Recreational reading
Aug. 8th, 2004 08:05 pm![[personal profile]](https://www.dreamwidth.org/img/silk/identity/user.png)
Vacation, what a concept. Still haven't found time for the big update on my life LJ entry, but have been doing some recreational reading. From Hendrik Hertzberg's review of Bill Clinton's book, in the Aug. 2 New Yorker:
Clinton .... is already a kind of folkloric character, the larger-than-life protagonist of a great American tall tale. Bill Clinton is to politics what Paul Bunyan was to lumberjacking, and "My Life" is his big blue ox—very big. And very bovine.
How big is "My Life"? It weighs in at three pounds, five ounces.
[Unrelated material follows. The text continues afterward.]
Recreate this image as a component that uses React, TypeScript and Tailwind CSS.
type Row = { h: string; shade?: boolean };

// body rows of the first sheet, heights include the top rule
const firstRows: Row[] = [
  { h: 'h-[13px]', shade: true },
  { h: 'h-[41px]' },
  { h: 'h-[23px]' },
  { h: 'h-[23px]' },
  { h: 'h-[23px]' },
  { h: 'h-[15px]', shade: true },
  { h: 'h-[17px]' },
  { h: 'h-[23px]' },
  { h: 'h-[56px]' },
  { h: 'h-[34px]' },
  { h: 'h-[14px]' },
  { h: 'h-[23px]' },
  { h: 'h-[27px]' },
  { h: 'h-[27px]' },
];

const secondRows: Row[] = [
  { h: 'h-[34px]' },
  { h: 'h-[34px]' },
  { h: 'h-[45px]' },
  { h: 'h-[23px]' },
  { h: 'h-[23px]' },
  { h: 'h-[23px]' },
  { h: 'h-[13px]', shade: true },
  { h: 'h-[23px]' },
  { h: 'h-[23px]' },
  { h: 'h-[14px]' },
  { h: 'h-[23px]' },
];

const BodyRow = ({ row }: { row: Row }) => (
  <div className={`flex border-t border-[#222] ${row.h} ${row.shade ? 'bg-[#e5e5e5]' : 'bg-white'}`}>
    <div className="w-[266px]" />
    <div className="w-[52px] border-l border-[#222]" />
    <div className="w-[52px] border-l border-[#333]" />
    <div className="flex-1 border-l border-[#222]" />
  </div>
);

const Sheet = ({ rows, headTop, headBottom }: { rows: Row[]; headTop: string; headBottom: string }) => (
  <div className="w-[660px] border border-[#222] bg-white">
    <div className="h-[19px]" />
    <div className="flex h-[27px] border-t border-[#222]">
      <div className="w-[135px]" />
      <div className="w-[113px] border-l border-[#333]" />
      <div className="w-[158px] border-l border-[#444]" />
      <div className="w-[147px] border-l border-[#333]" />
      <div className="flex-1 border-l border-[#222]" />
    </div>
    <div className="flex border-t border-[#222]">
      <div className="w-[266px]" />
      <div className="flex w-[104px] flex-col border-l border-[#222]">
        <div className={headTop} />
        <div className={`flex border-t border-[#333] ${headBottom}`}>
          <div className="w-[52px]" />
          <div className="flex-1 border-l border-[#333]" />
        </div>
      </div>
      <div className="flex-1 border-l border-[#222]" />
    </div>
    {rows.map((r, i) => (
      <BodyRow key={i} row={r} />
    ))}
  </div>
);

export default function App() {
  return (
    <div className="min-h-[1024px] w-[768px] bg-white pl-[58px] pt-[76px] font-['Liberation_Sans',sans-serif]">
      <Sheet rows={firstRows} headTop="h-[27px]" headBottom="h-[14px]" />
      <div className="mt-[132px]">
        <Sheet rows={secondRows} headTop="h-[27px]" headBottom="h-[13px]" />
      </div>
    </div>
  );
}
According to Knopf, 2.6 million copies are in print, which puts the over-all tonnage, so far, at four thousand three hundred—the equivalent, in sheer mass, of a ten-mile-long motorcade of Lincoln Town Cars.
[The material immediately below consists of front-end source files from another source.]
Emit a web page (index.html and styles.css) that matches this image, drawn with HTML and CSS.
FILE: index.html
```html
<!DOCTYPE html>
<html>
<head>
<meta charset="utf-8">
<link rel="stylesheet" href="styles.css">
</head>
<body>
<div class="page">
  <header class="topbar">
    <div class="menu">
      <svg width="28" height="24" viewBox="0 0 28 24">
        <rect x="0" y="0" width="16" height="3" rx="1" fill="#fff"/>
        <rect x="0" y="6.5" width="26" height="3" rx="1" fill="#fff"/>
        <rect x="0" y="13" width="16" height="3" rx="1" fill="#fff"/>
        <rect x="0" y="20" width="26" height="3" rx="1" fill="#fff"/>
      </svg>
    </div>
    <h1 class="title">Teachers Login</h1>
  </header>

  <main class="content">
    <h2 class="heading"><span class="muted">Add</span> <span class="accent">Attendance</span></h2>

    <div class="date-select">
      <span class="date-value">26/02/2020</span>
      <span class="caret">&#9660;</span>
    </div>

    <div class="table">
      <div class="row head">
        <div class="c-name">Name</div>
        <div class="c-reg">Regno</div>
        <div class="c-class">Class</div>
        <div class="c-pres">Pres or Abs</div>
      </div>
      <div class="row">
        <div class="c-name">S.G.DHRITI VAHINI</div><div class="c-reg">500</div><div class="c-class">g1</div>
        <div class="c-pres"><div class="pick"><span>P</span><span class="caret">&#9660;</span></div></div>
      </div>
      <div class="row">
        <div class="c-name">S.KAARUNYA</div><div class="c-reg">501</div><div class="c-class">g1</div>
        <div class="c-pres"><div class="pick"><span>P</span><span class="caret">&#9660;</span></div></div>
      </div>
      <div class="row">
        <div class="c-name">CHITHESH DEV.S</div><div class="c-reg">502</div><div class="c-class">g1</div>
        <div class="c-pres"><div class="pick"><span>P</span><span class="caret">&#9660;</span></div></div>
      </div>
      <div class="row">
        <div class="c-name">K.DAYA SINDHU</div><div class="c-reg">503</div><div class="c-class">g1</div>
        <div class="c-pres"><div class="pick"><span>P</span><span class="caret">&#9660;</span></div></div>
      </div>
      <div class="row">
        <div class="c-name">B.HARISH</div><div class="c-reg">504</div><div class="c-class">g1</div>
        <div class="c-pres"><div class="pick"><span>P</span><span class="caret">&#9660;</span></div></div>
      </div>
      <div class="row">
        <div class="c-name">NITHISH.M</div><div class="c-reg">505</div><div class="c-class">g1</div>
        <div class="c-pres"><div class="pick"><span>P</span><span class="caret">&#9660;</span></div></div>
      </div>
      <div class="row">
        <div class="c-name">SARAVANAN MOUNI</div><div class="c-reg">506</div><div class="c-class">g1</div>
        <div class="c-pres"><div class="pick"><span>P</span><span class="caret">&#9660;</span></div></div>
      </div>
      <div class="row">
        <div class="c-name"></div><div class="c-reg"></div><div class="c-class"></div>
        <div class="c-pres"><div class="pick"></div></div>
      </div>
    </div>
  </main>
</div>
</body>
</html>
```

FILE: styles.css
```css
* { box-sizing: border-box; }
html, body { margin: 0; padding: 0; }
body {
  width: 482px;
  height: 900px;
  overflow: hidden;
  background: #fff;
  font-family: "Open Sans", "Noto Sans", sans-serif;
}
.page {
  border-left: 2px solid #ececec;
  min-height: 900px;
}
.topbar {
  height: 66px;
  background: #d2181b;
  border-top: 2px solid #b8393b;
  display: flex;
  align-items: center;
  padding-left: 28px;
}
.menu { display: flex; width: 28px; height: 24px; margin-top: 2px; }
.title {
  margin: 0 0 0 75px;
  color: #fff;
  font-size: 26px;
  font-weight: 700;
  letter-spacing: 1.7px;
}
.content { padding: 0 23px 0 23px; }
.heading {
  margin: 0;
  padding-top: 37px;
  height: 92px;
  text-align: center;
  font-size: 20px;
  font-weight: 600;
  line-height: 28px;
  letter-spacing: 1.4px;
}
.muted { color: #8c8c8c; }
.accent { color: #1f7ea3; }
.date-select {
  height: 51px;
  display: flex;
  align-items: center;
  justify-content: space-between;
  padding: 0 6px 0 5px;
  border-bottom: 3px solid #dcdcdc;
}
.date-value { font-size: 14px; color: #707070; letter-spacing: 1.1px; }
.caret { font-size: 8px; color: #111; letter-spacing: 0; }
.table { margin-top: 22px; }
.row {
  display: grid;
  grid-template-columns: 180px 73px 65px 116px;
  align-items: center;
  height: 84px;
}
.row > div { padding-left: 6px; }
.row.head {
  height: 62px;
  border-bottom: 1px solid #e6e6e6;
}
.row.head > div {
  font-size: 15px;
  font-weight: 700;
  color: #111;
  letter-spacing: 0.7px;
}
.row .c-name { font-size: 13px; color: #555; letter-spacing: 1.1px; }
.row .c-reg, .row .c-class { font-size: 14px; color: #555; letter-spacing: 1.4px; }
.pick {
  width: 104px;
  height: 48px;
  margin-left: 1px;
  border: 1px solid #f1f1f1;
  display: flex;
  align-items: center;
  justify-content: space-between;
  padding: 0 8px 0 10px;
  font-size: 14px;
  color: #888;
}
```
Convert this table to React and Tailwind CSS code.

There's more of the same ilk. President Clinton has "been looking trim lately, but he still hadn't licked that weight problem—he's just put it between hard covers", for instance. But I just about fell out of my chair at "bovine", and had to share it.
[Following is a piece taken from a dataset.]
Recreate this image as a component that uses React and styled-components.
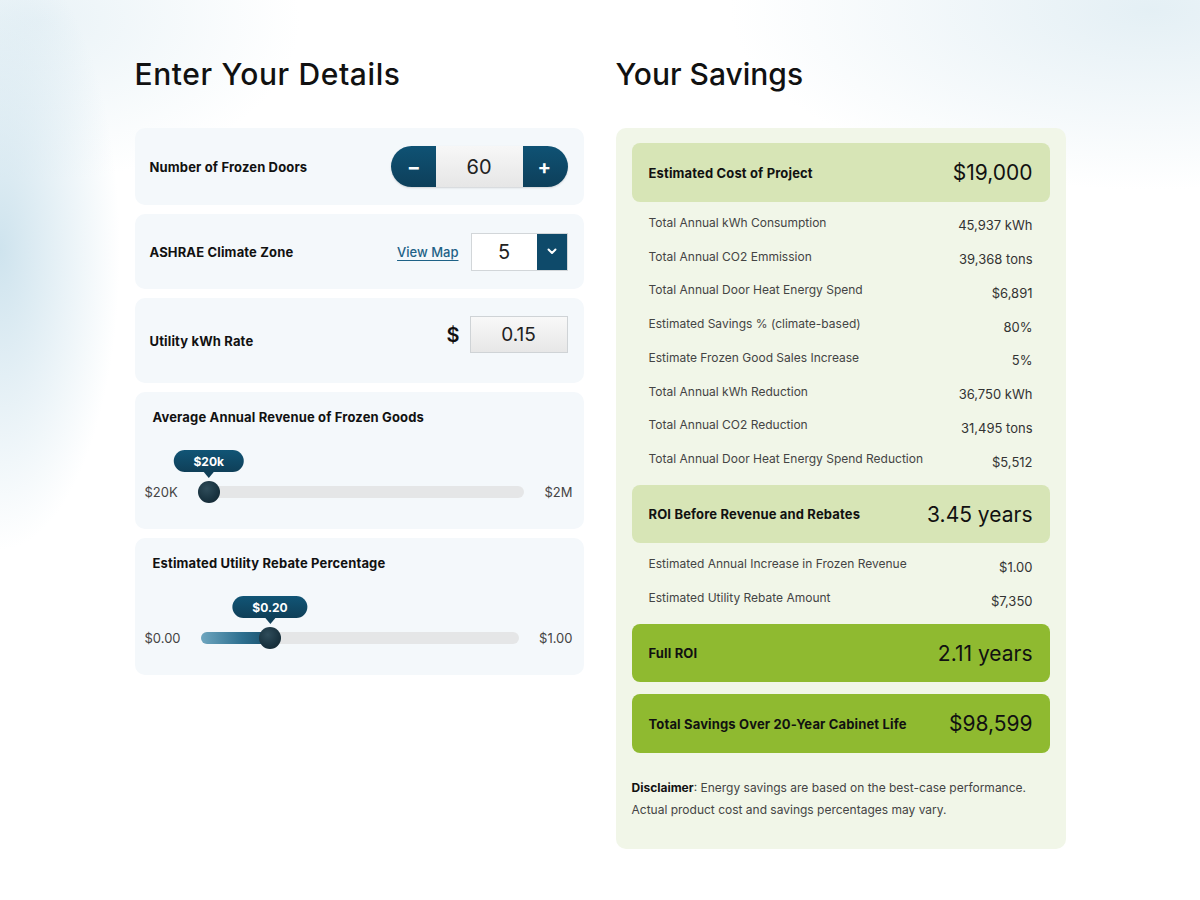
import React from 'react';
import styled, { createGlobalStyle } from 'styled-components';

const GlobalStyle = createGlobalStyle`
  body {
    margin: 0;
    font-family: Inter, "Noto Sans", Arial, sans-serif;
    color: #111;
    background:
      radial-gradient(ellipse 120px 300px at 0px 250px, rgba(190, 218, 232, 0.75), rgba(255, 255, 255, 0) 100%),
      radial-gradient(ellipse 420px 180px at 1150px 10px, rgba(210, 229, 238, 0.6), rgba(255, 255, 255, 0) 100%),
      radial-gradient(ellipse 260px 160px at 40px 20px, rgba(220, 235, 242, 0.6), rgba(255, 255, 255, 0) 100%),
      #fff;
    min-height: 900px;
  }
`;

const Page = styled.div`
  width: 931px;
  margin: 0 auto;
  padding-top: 56px;
  display: grid;
  grid-template-columns: 449px 450px;
  column-gap: 32px;
  align-items: start;
`;

const Column = styled.div`
  display: flex;
  flex-direction: column;
`;

const Heading = styled.h1`
  margin: 0 0 36px;
  font-size: 30px;
  line-height: 36px;
  font-weight: 500;
  letter-spacing: ${(p) => p.spacing || 0}px;
  color: #111;
`;

const Card = styled.div`
  background: #f4f8fb;
  border-radius: 10px;
  height: ${(p) => p.height}px;
  margin-bottom: 9px;
  padding: 0 16px 0 15px;
  box-sizing: border-box;
  display: flex;
  align-items: center;
  justify-content: space-between;
`;

const Label = styled.div`
  font-size: 13px;
  font-weight: 700;
  letter-spacing: 0.15px;
  color: #111;
`;

const Stepper = styled.div`
  display: flex;
  height: 41px;
  border-radius: 21px;
  overflow: hidden;
  box-shadow: 0 1px 2px rgba(0, 0, 0, 0.15);
`;

const StepButton = styled.button`
  width: 45px;
  border: none;
  padding: 0;
  background: linear-gradient(180deg, #0f5274 0%, #0d3f5a 100%);
  color: #fff;
  font-family: inherit;
  font-size: 20px;
  font-weight: 700;
  line-height: 1;
  display: flex;
  align-items: center;
  justify-content: ${(p) => (p.side === 'left' ? 'flex-end' : 'flex-start')};
  padding-${(p) => (p.side === 'left' ? 'right' : 'left')}: 15px;
  cursor: pointer;
`;

const StepValue = styled.div`
  width: 87px;
  background: linear-gradient(180deg, #f7f7f7 0%, #e6e6e6 100%);
  display: flex;
  align-items: center;
  justify-content: center;
  font-size: 20px;
  color: #222;
`;

const ZoneGroup = styled.div`
  display: flex;
  align-items: center;
  gap: 12px;
`;

const MapLink = styled.a`
  font-size: 13px;
  font-weight: 500;
  color: #1e6287;
  text-decoration: underline;
  text-underline-offset: 3px;
`;

const SelectBox = styled.div`
  display: flex;
  width: 97px;
  height: 38px;
  box-sizing: border-box;
  border: 1px solid #d2d6d9;
  background: #fff;
`;

const SelectValue = styled.div`
  flex: 1;
  display: flex;
  align-items: center;
  justify-content: center;
  font-size: 20px;
  color: #222;
`;

const Chevron = styled.div`
  width: 30px;
  background: #0e4a6a;
  display: flex;
  align-items: center;
  justify-content: center;
`;

const RateGroup = styled.div`
  display: flex;
  align-items: center;
  gap: 10px;
  margin-bottom: 12px;
`;

const Dollar = styled.span`
  font-size: 20px;
  font-weight: 600;
  color: #111;
`;

const RateInput = styled.div`
  width: 98px;
  height: 37px;
  box-sizing: border-box;
  border: 1px solid #cfd3d6;
  background: linear-gradient(180deg, #f8f8f8 0%, #e7e7e7 100%);
  display: flex;
  align-items: center;
  justify-content: center;
  font-size: 19px;
  color: #222;
`;

const SliderCard = styled.div`
  background: #f4f8fb;
  border-radius: 10px;
  height: 137px;
  margin-bottom: 9px;
  padding: 16px 11px 0 10px;
  box-sizing: border-box;
`;

const SliderTitle = styled.div`
  font-size: 13px;
  font-weight: 700;
  letter-spacing: 0.15px;
  line-height: 18px;
  padding-left: 8px;
`;

const SliderRow = styled.div`
  display: flex;
  align-items: center;
  gap: 20px;
  height: 40px;
  margin-top: 46px;
`;

const EndLabel = styled.span`
  font-size: 13px;
  color: #444;
`;

const Track = styled.div`
  position: relative;
  flex: 1;
  height: 12px;
  border-radius: 6px;
  background: #e5e6e7;
`;

const Fill = styled.div`
  position: absolute;
  left: 0;
  top: 0;
  bottom: 0;
  border-radius: 6px;
  background: linear-gradient(90deg, #6ea6bf 0%, #2d6f8f 60%, #184f6b 100%);
`;

const Thumb = styled.div`
  position: absolute;
  top: 50%;
  width: 22px;
  height: 22px;
  margin: -11px 0 0 -11px;
  border-radius: 50%;
  background: radial-gradient(circle at 40% 35%, #2f4c5a 0%, #1a3441 55%, #10222c 100%);
`;

const Bubble = styled.div`
  position: absolute;
  bottom: 26px;
  transform: translateX(-50%);
  height: 22px;
  padding: 0 20px;
  border-radius: 11px;
  background: linear-gradient(180deg, #115576 0%, #0f3f58 100%);
  color: #fff;
  font-size: 12px;
  font-weight: 700;
  display: flex;
  align-items: center;
  white-space: nowrap;

  &::after {
    content: '';
    position: absolute;
    left: 50%;
    top: 100%;
    margin-left: -5px;
    border-left: 5px solid transparent;
    border-right: 5px solid transparent;
    border-top: 6px solid #0f3f58;
  }
`;

const Panel = styled.div`
  background: #f1f6e8;
  border-radius: 10px;
  padding: 15px 16px 28px;
  display: flex;
  flex-direction: column;
`;

const Box = styled.div`
  height: ${(p) => p.height || 58}px;
  border-radius: 8px;
  background: ${(p) => (p.strong ? '#8fba30' : '#d7e5b6')};
  padding: 0 17px;
  display: flex;
  align-items: center;
  justify-content: space-between;
  margin-bottom: ${(p) => p.gap || 0}px;
`;

const BoxLabel = styled.span`
  font-size: 13px;
  font-weight: 700;
  letter-spacing: 0.15px;
  color: #111;
`;

const BoxValue = styled.span`
  font-size: 21px;
  color: #111;
`;

const Rows = styled.div`
  padding: 5px 0 8px;
`;

const Row = styled.div`
  height: ${(p) => p.h}px;
  padding: 0 17px;
  display: flex;
  align-items: center;
  justify-content: space-between;
`;

const RowLabel = styled.span`
  font-size: 12px;
  color: #444;
  margin-top: -3px;
`;

const RowValue = styled.span`
  font-size: 13px;
  color: #333;
  margin-top: 3px;
`;

const Disclaimer = styled.p`
  margin: 24px 0 0;
  font-size: 12px;
  line-height: 22px;
  color: #444;

  b {
    color: #111;
  }
`;

const Slider = ({ title, min, max, value, pct, filled }) => {
  const left = filled ? `${pct}%` : `calc(${pct}% + 11px)`;
  return (
    <SliderCard>
      <SliderTitle>{title}</SliderTitle>
      <SliderRow>
        <EndLabel>{min}</EndLabel>
        <Track>
          {filled && <Fill style={{ width: `${pct}%` }} />}
          <Thumb style={{ left }} />
          <Bubble style={{ left }}>{value}</Bubble>
        </Track>
        <EndLabel>{max}</EndLabel>
      </SliderRow>
    </SliderCard>
  );
};

const firstRows = [
  ['Total Annual kWh Consumption', '45,937 kWh'],
  ['Total Annual CO2 Emmission', '39,368 tons'],
  ['Total Annual Door Heat Energy Spend', '$6,891'],
  ['Estimated Savings % (climate-based)', '80%'],
  ['Estimate Frozen Good Sales Increase', '5%'],
  ['Total Annual kWh Reduction', '36,750 kWh'],
  ['Total Annual CO2 Reduction', '31,495 tons'],
  ['Total Annual Door Heat Energy Spend Reduction', '$5,512'],
];

const secondRows = [
  ['Estimated Annual Increase in Frozen Revenue', '$1.00'],
  ['Estimated Utility Rebate Amount', '$7,350'],
];

export default function App() {
  return (
    <>
      <GlobalStyle />
      <Page>
        <Column>
          <Heading spacing={0.6}>Enter Your Details</Heading>
          <Card height={77}>
            <Label>Number of Frozen Doors</Label>
            <Stepper>
              <StepButton side="left">−</StepButton>
              <StepValue>60</StepValue>
              <StepButton side="right">+</StepButton>
            </Stepper>
          </Card>
          <Card height={75}>
            <Label>ASHRAE Climate Zone</Label>
            <ZoneGroup>
              <MapLink href="#">View Map</MapLink>
              <SelectBox>
                <SelectValue>5</SelectValue>
                <Chevron>
                  <svg width="10" height="7" viewBox="0 0 10 7">
                    <path d="M1.5 1.5 L5 5 L8.5 1.5" fill="none" stroke="#fff" strokeWidth="2" strokeLinecap="round" strokeLinejoin="round" />
                  </svg>
                </Chevron>
              </SelectBox>
            </ZoneGroup>
          </Card>
          <Card height={85}>
            <Label>Utility kWh Rate</Label>
            <RateGroup>
              <Dollar>$</Dollar>
              <RateInput>0.15</RateInput>
            </RateGroup>
          </Card>
          <Slider
            title="Average Annual Revenue of Frozen Goods"
            min="$20K"
            max="$2M"
            value="$20k"
            pct={0}
          />
          <Slider
            title="Estimated Utility Rebate Percentage"
            min="$0.00"
            max="$1.00"
            value="$0.20"
            pct={21.8}
            filled
          />
        </Column>

        <Column>
          <Heading>Your Savings</Heading>
          <Panel>
            <Box height={59}>
              <BoxLabel>Estimated Cost of Project</BoxLabel>
              <BoxValue>$19,000</BoxValue>
            </Box>
            <Rows>
              {firstRows.map(([label, value]) => (
                <Row key={label} h={33.75}>
                  <RowLabel>{label}</RowLabel>
                  <RowValue>{value}</RowValue>
                </Row>
              ))}
            </Rows>
            <Box>
              <BoxLabel>ROI Before Revenue and Rebates</BoxLabel>
              <BoxValue>3.45 years</BoxValue>
            </Box>
            <Rows>
              {secondRows.map(([label, value]) => (
                <Row key={label} h={34}>
                  <RowLabel>{label}</RowLabel>
                  <RowValue>{value}</RowValue>
                </Row>
              ))}
            </Rows>
            <Box strong gap={12}>
              <BoxLabel>Full ROI</BoxLabel>
              <BoxValue>2.11 years</BoxValue>
            </Box>
            <Box strong height={59}>
              <BoxLabel>Total Savings Over 20-Year Cabinet Life</BoxLabel>
              <BoxValue>$98,599</BoxValue>
            </Box>
            <Disclaimer>
              <b>Disclaimer</b>: Energy savings are based on the best-case performance.
              <br />
              Actual product cost and savings percentages may vary.
            </Disclaimer>
          </Panel>
        </Column>
      </Page>
    </>
  );
}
Pedantic grammar aside: In the sentence >>How big is "My Life"?<<, I am quoting the New Yorker literally. So at least one major American magazine has gone over to hackish usage in quoting punctuation: don't if it's not in the original. This is promising: Maybe in another hundred years, American school teachers will have stopped insisting you should put your own punctuation inside the closing quotation mark of a quotation.